>> start

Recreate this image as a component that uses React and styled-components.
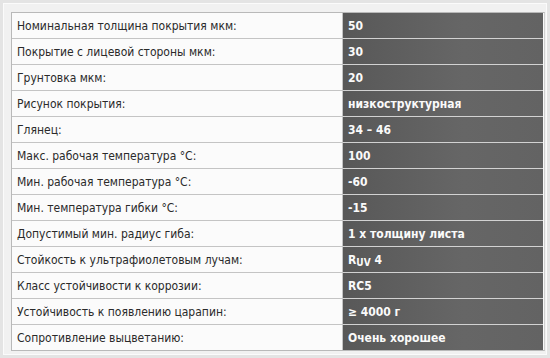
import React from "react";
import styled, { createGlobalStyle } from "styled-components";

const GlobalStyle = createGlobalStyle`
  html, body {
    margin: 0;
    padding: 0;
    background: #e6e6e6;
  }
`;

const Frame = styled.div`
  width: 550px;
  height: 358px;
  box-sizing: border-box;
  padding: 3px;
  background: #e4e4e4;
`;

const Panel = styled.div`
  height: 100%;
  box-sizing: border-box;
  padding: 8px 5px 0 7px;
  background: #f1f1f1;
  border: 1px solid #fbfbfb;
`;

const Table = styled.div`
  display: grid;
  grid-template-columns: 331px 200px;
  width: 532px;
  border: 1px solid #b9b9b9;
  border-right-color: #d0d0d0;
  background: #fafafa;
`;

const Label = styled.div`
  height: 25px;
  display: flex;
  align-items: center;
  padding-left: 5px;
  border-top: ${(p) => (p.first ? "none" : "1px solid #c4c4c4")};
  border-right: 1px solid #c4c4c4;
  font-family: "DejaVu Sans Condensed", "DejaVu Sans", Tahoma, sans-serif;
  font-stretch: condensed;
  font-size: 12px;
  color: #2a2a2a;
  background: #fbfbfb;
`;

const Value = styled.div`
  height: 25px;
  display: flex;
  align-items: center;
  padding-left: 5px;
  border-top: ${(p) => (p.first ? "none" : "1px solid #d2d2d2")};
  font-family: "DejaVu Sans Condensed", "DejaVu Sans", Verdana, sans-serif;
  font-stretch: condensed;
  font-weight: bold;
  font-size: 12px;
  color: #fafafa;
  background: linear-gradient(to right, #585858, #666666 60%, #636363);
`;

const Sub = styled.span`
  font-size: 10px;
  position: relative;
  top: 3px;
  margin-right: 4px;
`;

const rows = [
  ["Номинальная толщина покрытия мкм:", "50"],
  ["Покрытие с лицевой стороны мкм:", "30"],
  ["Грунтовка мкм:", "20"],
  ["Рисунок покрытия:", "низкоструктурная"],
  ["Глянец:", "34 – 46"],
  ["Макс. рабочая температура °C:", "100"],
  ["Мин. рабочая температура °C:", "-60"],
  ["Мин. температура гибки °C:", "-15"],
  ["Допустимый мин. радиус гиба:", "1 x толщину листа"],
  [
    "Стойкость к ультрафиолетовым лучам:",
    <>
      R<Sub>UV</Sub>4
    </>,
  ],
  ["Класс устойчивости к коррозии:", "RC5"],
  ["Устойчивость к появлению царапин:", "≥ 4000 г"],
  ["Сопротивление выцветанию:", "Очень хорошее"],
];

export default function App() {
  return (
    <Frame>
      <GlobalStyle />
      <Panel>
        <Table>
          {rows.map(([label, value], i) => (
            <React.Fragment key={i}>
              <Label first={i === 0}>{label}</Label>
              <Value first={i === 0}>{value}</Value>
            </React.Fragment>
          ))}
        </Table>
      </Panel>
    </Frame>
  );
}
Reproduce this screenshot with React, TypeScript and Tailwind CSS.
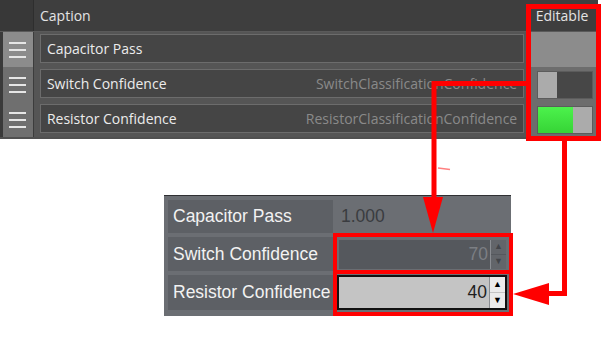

>> end

Stated problem: Of the lines in the material above, state how many contain the string "React"; give no other text.

Task response: 5